You'll also want to make sure you get a 12-volt power adapter if you use it in your car. Also don't forget a case to protect it when you aren't using. There are also different mounts that will mount it to your boat, bicycle, etc. I have a bike mount for mine that I can use to put it on the handlebars of a motorcycle or bicycle. Great for recording trip information and marking points of interest along the way.
You will also want to consider what maps are available for the unit you are looking at. As I mentioned above, I bought my Garmin with a topographic database for the U.S. included. This allows me to see the terrain around me, including peaks, trails, streams, etc. There are also upgraded road maps and even lake maps if you want to use it fishing.
What About Your Smart Phone?
If you have a smart phone you may be thinking, why should I even bother buying a GPS when I can just use my cell phone? That is a great question and it all depends on your situation. Many people that just want a GPS to use occasionally might be able to get away with an app for their smart phone. These vary in price and features. Many of them are fairly simple compared to a GPS unit, but if all you need to be able to do is mark a set of coordinates, it may be perfectly adequate.

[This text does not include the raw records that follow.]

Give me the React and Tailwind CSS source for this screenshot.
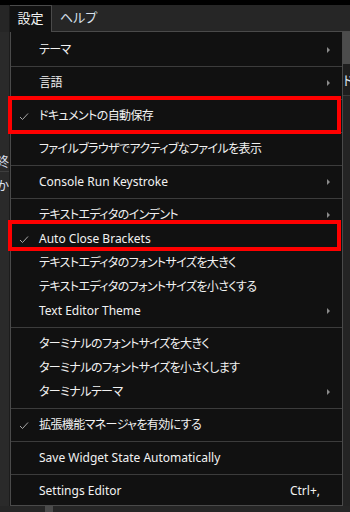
const items = [
  { label: "テーマ", arrow: true, jp: true },
  { sep: true },
  { label: "言語", arrow: true, jp: true },
  { sep: true },
  { label: "ドキュメントの自動保存", check: true, jp: true },
  { sep: true },
  { label: "ファイルブラウザでアクティブなファイルを表示", jp: true },
  { sep: true },
  { label: "Console Run Keystroke", arrow: true },
  { sep: true },
  { label: "テキストエディタのインデント", arrow: true, jp: true },
  { label: "Auto Close Brackets", check: true },
  { label: "テキストエディタのフォントサイズを大きく", jp: true },
  { label: "テキストエディタのフォントサイズを小さくする", jp: true },
  { label: "Text Editor Theme", arrow: true },
  { sep: true },
  { label: "ターミナルのフォントサイズを大きく", jp: true },
  { label: "ターミナルのフォントサイズを小さくします", jp: true },
  { label: "ターミナルテーマ", arrow: true, jp: true },
  { sep: true },
  { label: "拡張機能マネージャを有効にする", check: true, jp: true },
  { sep: true },
  { label: "Save Widget State Automatically" },
  { sep: true },
  { label: "Settings Editor", shortcut: "Ctrl+," },
];

function Check() {
  return (
    <svg width="10" height="10" viewBox="0 0 10 10" className="absolute left-[8px] top-[8px]">
      <polyline points="1,5 3.5,7.5 9,1.5" fill="none" stroke="#a8a8a8" strokeWidth="1" />
    </svg>
  );
}

function MenuItem({ label, check, arrow, shortcut, jp }) {
  return (
    <div className="relative flex h-[24px] items-center pl-[28px] pr-[22px] text-[#f2f2f2]">
      {check ? <Check /> : null}
      <span className={jp ? "flex-1 whitespace-nowrap tracking-[-0.6px]" : "flex-1 whitespace-nowrap"}>
        {label}
      </span>
      {shortcut ? <span className="whitespace-nowrap">{shortcut}</span> : null}
      {arrow ? (
        <span className="absolute right-[12px] top-[9px] h-0 w-0 border-y-[3px] border-l-[3px] border-y-transparent border-l-[#8a8a8a]" />
      ) : null}
    </div>
  );
}

export default function App() {
  return (
    <div className="relative h-[512px] w-[350px] overflow-hidden bg-[#262626] font-['Noto_Sans','Noto_Sans_CJK_JP',sans-serif] text-[12px] [font-feature-settings:'palt']">
      <div className="h-[5px] bg-black" />
      {/* menubar */}
      <div className="flex h-[27px] items-stretch">
        <div className="w-[10px] shrink-0 border-r border-[#1a1a1a] bg-[#262626]" />
        <div className="flex w-[42px] shrink-0 items-center justify-center border-r border-t border-[#4a4a4a] bg-[#111111] text-[13px] text-[#f4f4f4]">
          設定
        </div>
        <div className="flex min-w-0 flex-1 items-center border-b border-[#4a4a4a] pl-[8px] text-[13px] text-[#d8e0ec]">
          ヘルプ
        </div>
      </div>
      <div className="flex">
        {/* left strip */}
        <div className="flex w-[10px] shrink-0 flex-col border-r border-[#1c1c1c] bg-[#2a2a2a]">
          <div className="h-[118px]" />
          <div className="flex h-[22px] justify-end overflow-hidden whitespace-nowrap border-b border-[#3e3e3e] text-[13px] leading-[22px] text-[#d6deea]">
            最終
          </div>
          <div className="flex h-[26px] justify-end overflow-hidden whitespace-nowrap text-[13px] leading-[26px] text-[#d6deea]">
            しか
          </div>
        </div>
        {/* menu */}
        <div className="flex w-[333px] shrink-0 flex-col border border-t-0 border-[#4a4a4a] bg-[#111111] pb-[2px] pt-[6px]">
          {items.map((it, i) =>
            it.sep ? (
              <div key={i} className="my-[4px] h-px bg-[#3c3c3c]" />
            ) : (
              <MenuItem key={i} {...it} />
            )
          )}
        </div>
        {/* right strip */}
        <div className="flex min-w-0 flex-1 flex-col">
          <div className="h-[32px] bg-[#4c4c4c]" />
          <div className="h-[32px] overflow-hidden whitespace-nowrap border-b border-[#3a3a3a] bg-[#1e1e1e] text-[13px] leading-[32px] text-[#dfe6f0]">
            ドキュ
          </div>
          <div className="flex-1 bg-[#242424]" />
        </div>
      </div>
      {/* bottom strip */}
      <div className="flex h-[6px] bg-[#262626]">
        <div className="ml-[45px] w-[8px] bg-[#4a4a4a]" />
      </div>
      {/* highlight boxes */}
      <div className="absolute left-[8px] top-[96px] h-[38px] w-[333px] border-4 border-[#ff0000]" />
      <div className="absolute left-[8px] top-[220px] h-[31px] w-[333px] border-4 border-[#ff0000]" />
    </div>
  );
}
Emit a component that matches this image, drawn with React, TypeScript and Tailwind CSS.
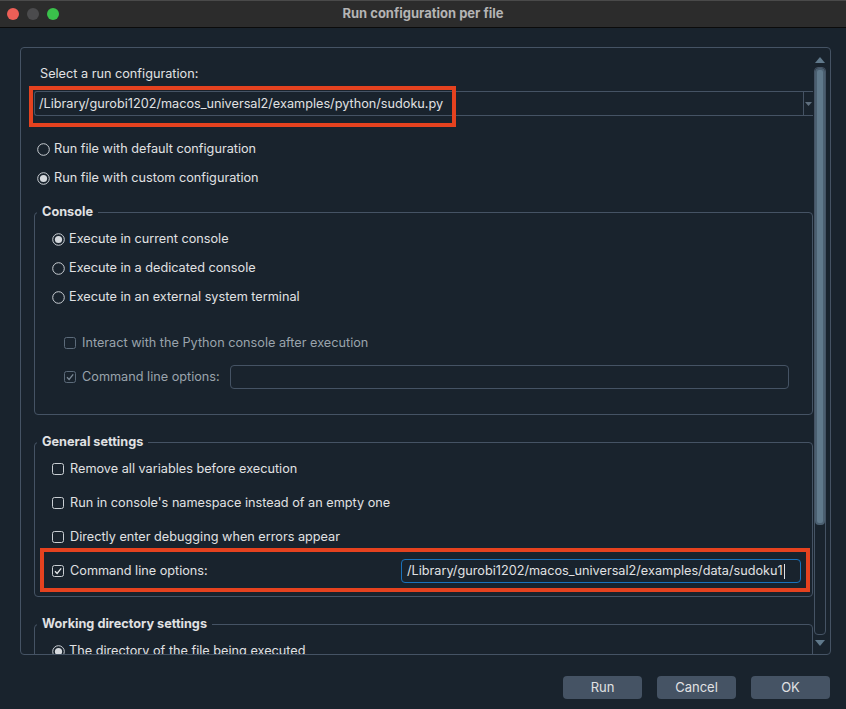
import React from 'react';

const FONT = { fontFamily: 'Inter, "Noto Sans", "Liberation Sans", sans-serif' };

function Radio({ checked, label }: { checked?: boolean; label: string }) {
  return (
    <div className="flex h-[20px] items-center">
      <svg width="13" height="13" viewBox="0 0 13 13" className="shrink-0">
        <circle cx="6.5" cy="6.5" r="5.8" fill="none" stroke="#c9ced3" strokeWidth="1" />
        {checked && <circle cx="6.5" cy="6.5" r="3.6" fill="#d5d9dd" />}
      </svg>
      <span className="ml-[4px] text-[12.7px] leading-[16px] text-[#e0e1e3]">{label}</span>
    </div>
  );
}

function Check({ checked, disabled, label }: { checked?: boolean; disabled?: boolean; label: string }) {
  const stroke = disabled ? '#5c6b7a' : '#c9ced3';
  return (
    <div className="flex h-[20px] items-center">
      <svg width="12" height="12" viewBox="0 0 12 12" className="shrink-0">
        <rect x="0.5" y="0.5" width="11" height="11" rx="2" fill="none" stroke={stroke} />
        {checked && (
          <path d="M3 6.2 L5.1 8.4 L9.2 3.4" fill="none" stroke={disabled ? '#7c8a97' : '#e6e8ea'} strokeWidth="1.3" />
        )}
      </svg>
      <span
        className={`ml-[6px] text-[12.7px] leading-[16px] ${disabled ? 'text-[#9aa3ac]' : 'text-[#e0e1e3]'}`}
      >
        {label}
      </span>
    </div>
  );
}

// fieldset + legend gives the Qt group box look: the title cuts the top border
function Group({ title, className, children }: { title: string; className?: string; children: React.ReactNode }) {
  return (
    <fieldset className={`rounded-[4px] border border-[#455364] ${className ?? ''}`}>
      <legend className="ml-[2px] px-[5px] text-[12.7px] font-bold leading-[16px] text-[#e0e1e3]">{title}</legend>
      {children}
    </fieldset>
  );
}

function Btn({ label }: { label: string }) {
  return (
    <button
      type="button"
      className="h-[23px] w-[79px] rounded-[4px] bg-[#455364] text-[13px] leading-[23px] text-[#e0e1e3]"
    >
      {label}
    </button>
  );
}

export default function App() {
  return (
    <div className="h-[709px] w-[846px] overflow-hidden bg-[#19232d]" style={FONT}>
      {/* title bar */}
      <div className="relative flex h-[28px] items-center border-b border-[#0b0b0b] border-t border-t-[#4a4a4a] bg-[#2c2c2c]">
        <div className="absolute left-[7px] top-[7px] flex gap-[8px]">
          <span className="h-[12px] w-[12px] rounded-full bg-[#ed5f57]" />
          <span className="h-[12px] w-[12px] rounded-full bg-[#4b4b4d]" />
          <span className="h-[12px] w-[12px] rounded-full bg-[#3ac14b]" />
        </div>
        <div className="w-full text-center text-[13px] font-bold text-[#b4b4b4]">Run configuration per file</div>
      </div>

      {/* scroll frame */}
      <div className="ml-[20px] mt-[19px] flex h-[608px] w-[811px] rounded-[4px] border border-[#455364]">
        <div className="h-[606px] w-[792px] overflow-hidden pl-[13px] pt-[18px]">
          <div className="ml-[6px] h-[16px] text-[12.7px] leading-[16px] text-[#e0e1e3]">Select a run configuration:</div>

          <div className="relative mt-[9px] flex h-[25px] items-center rounded-l-[3px] border-y border-l border-[#455364]">
            <span className="ml-[4px] flex-1 text-[12.7px] text-[#e0e1e3]">
              /Library/gurobi1202/macos_universal2/examples/python/sudoku.py
            </span>
            <div className="flex h-full w-[10px] items-center justify-center border-l border-[#455364]">
              <svg width="7" height="4" viewBox="0 0 7 4">
                <path d="M0 0 H7 L3.5 4 Z" fill="#5f6f7e" />
              </svg>
            </div>
            <div className="pointer-events-none absolute left-[-6px] top-[-6px] h-[41px] w-[427px] border-[4px] border-[#e5421f]" />
          </div>

          <div className="mt-[23px] pl-[3px]">
            <Radio label="Run file with default configuration" />
          </div>
          <div className="mt-[9px] pl-[3px]">
            <Radio checked label="Run file with custom configuration" />
          </div>

          <Group title="Console" className="mt-[16px]">
            <div className="pb-[25px] pl-[17px] pr-[23px]">
              <div className="mt-[9px]">
                <Radio checked label="Execute in current console" />
              </div>
              <div className="mt-[9px]">
                <Radio label="Execute in a dedicated console" />
              </div>
              <div className="mt-[9px]">
                <Radio label="Execute in an external system terminal" />
              </div>
              <div className="ml-[12px] mt-[26px]">
                <Check disabled label="Interact with the Python console after execution" />
              </div>
              <div className="ml-[12px] mt-[12px] flex h-[24px] items-center">
                <Check checked disabled label="Command line options:" />
                <div className="ml-[10px] h-[24px] flex-1 rounded-[4px] border border-[#455364]" />
              </div>
            </div>
          </Group>

          <Group title="General settings" className="mt-[19px]">
            <div className="pb-[13px] pl-[17px] pr-[11px]">
              <div className="mt-[9px]">
                <Check label="Remove all variables before execution" />
              </div>
              <div className="mt-[14px]">
                <Check label="Run in console's namespace instead of an empty one" />
              </div>
              <div className="mt-[14px]">
                <Check label="Directly enter debugging when errors appear" />
              </div>
              <div className="relative mt-[12px] flex h-[24px] items-center">
                <Check checked label="Command line options:" />
                <div className="ml-auto flex h-[24px] w-[400px] items-center rounded-[4px] border border-[#1a72bb] pl-[5px] text-[12.7px] text-[#e0e1e3]">
                  /Library/gurobi1202/macos_universal2/examples/data/sudoku1
                  <span className="ml-[1px] inline-block h-[15px] w-px bg-[#e0e1e3]" />
                </div>
                <div className="pointer-events-none absolute left-[-12px] top-[-11px] h-[44px] w-[770px] border-[4px] border-[#e5421f]" />
              </div>
            </div>
          </Group>

          <Group title="Working directory settings" className="mt-[19px]">
            <div className="mt-[9px] pl-[17px]">
              <Radio checked label="The directory of the file being executed" />
            </div>
          </Group>
        </div>

        {/* scrollbar */}
        <div className="ml-[1px] flex w-[12px] flex-col items-center pt-[9px]">
          <svg width="10" height="6" viewBox="0 0 10 6">
            <path d="M5 0 L10 6 H0 Z" fill="#60798b" />
          </svg>
          <div className="mt-[4px] flex h-[568px] w-[12px] flex-col rounded-[4px] border border-[#455364]">
            <div className="h-[457px] rounded-[4px] border-2 border-[#4b5f70] bg-[#60798b]" />
          </div>
          <svg width="10" height="6" viewBox="0 0 10 6" className="mt-[5px]">
            <path d="M0 0 H10 L5 6 Z" fill="#60798b" />
          </svg>
        </div>
      </div>

      {/* buttons */}
      <div className="mr-[16px] mt-[21px] flex justify-end gap-[15px]">
        <Btn label="Run" />
        <Btn label="Cancel" />
        <Btn label="OK" />
      </div>
    </div>
  );
}
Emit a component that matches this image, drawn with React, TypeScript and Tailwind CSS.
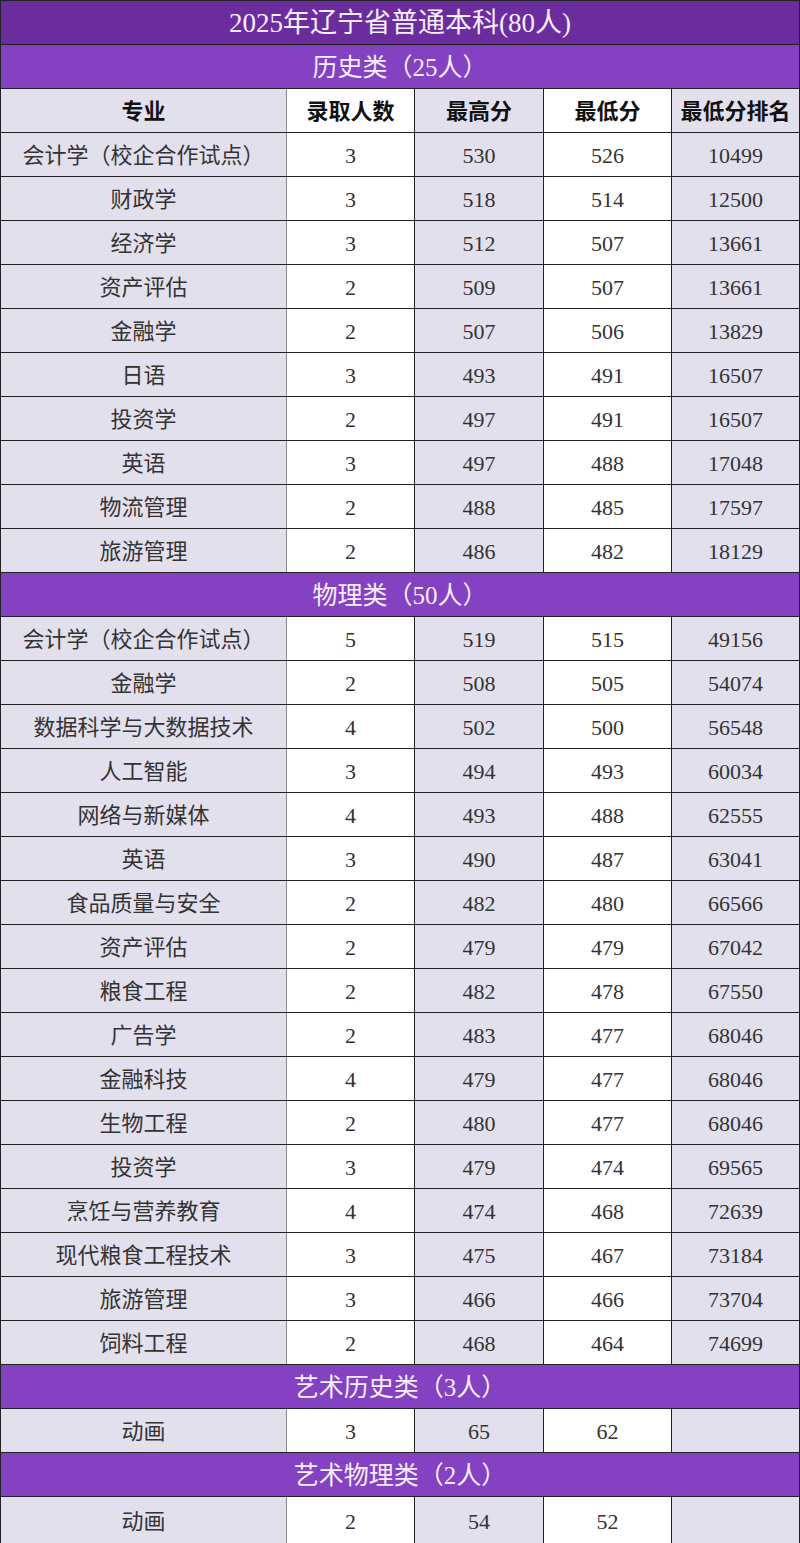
import React from "react";

type Row = [string, string, string, string, string];

const history: Row[] = [
  ["会计学（校企合作试点）", "3", "530", "526", "10499"],
  ["财政学", "3", "518", "514", "12500"],
  ["经济学", "3", "512", "507", "13661"],
  ["资产评估", "2", "509", "507", "13661"],
  ["金融学", "2", "507", "506", "13829"],
  ["日语", "3", "493", "491", "16507"],
  ["投资学", "2", "497", "491", "16507"],
  ["英语", "3", "497", "488", "17048"],
  ["物流管理", "2", "488", "485", "17597"],
  ["旅游管理", "2", "486", "482", "18129"],
];

const physics: Row[] = [
  ["会计学（校企合作试点）", "5", "519", "515", "49156"],
  ["金融学", "2", "508", "505", "54074"],
  ["数据科学与大数据技术", "4", "502", "500", "56548"],
  ["人工智能", "3", "494", "493", "60034"],
  ["网络与新媒体", "4", "493", "488", "62555"],
  ["英语", "3", "490", "487", "63041"],
  ["食品质量与安全", "2", "482", "480", "66566"],
  ["资产评估", "2", "479", "479", "67042"],
  ["粮食工程", "2", "482", "478", "67550"],
  ["广告学", "2", "483", "477", "68046"],
  ["金融科技", "4", "479", "477", "68046"],
  ["生物工程", "2", "480", "477", "68046"],
  ["投资学", "3", "479", "474", "69565"],
  ["烹饪与营养教育", "4", "474", "468", "72639"],
  ["现代粮食工程技术", "3", "475", "467", "73184"],
  ["旅游管理", "3", "466", "466", "73704"],
  ["饲料工程", "2", "468", "464", "74699"],
];

const cellBg = [
  "w-[286px] bg-[#e3e0ee] border-r border-r-[#8a8a8a]",
  "w-[128px] bg-white border-r border-r-[#222]",
  "w-[129px] bg-[#e3e0ee] border-r border-r-[#222]",
  "w-[128px] bg-white border-r border-r-[#222]",
  "flex-1 bg-[#e3e0ee]",
];

function DataRow({ row, bold, last }: { row: Row; bold?: boolean; last?: boolean }) {
  return (
    <div className={`flex ${last ? "h-[46px]" : "h-[44px] border-b border-b-[#222]"}`}>
      {row.map((text, i) => (
        <div
          key={i}
          className={`${cellBg[i]} flex items-center justify-center pt-[2px] text-[22px] ${
            bold ? "font-bold text-[#111]" : "text-[#333]"
          }`}
        >
          {text}
        </div>
      ))}
    </div>
  );
}

function Section({ title }: { title: string }) {
  return (
    <div className="flex h-[44px] items-center justify-center border-b border-b-[#222] bg-[#8441c2] pt-[2px] text-[25px] text-[#f6eefc]">
      {title}
    </div>
  );
}

export default function App() {
  return (
    <div
      className="w-[800px] border-x border-[#222] bg-white"
      style={{ fontFamily: '"Liberation Serif", "Noto Sans CJK SC", serif' }}
    >
      <div className="flex h-[45px] items-center justify-center border-y border-[#222] bg-[#6b2d9e] pt-[2px] text-[27px] text-[#f6eefc]">
        2025年辽宁省普通本科(80人)
      </div>
      <Section title="历史类（25人）" />
      <DataRow row={["专业", "录取人数", "最高分", "最低分", "最低分排名"]} bold />
      {history.map((r, i) => (
        <DataRow key={i} row={r} />
      ))}
      <Section title="物理类（50人）" />
      {physics.map((r, i) => (
        <DataRow key={i} row={r} />
      ))}
      <Section title="艺术历史类（3人）" />
      <DataRow row={["动画", "3", "65", "62", ""]} />
      <Section title="艺术物理类（2人）" />
      <DataRow row={["动画", "2", "54", "52", ""]} last />
    </div>
  );
}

The biggest disadvantage of the GPS in a smart phone, is the accuracy. In general, a smart phone will not give you the same accuracy that a dedicated GPS unit will. If you just navigate on roads, or in open areas, this may be fine. If you need to get to specific locations, such as with geocaching, you are probably better off with a handheld GPS unit.
Making A Decision
Now, I obviously haven't told you what GPS to buy, that was never my intent. Hopefully you can take some of these tips and use them to figure out what GPS receiver will fit you the best. Once you have it, make sure you read the manual to understand everything that it will do. Once you have an idea of what buttons to push, get outside and learn by hands on experience. Mark some waypoints, make a track and follow it back, try geocaching, or just go for a hike.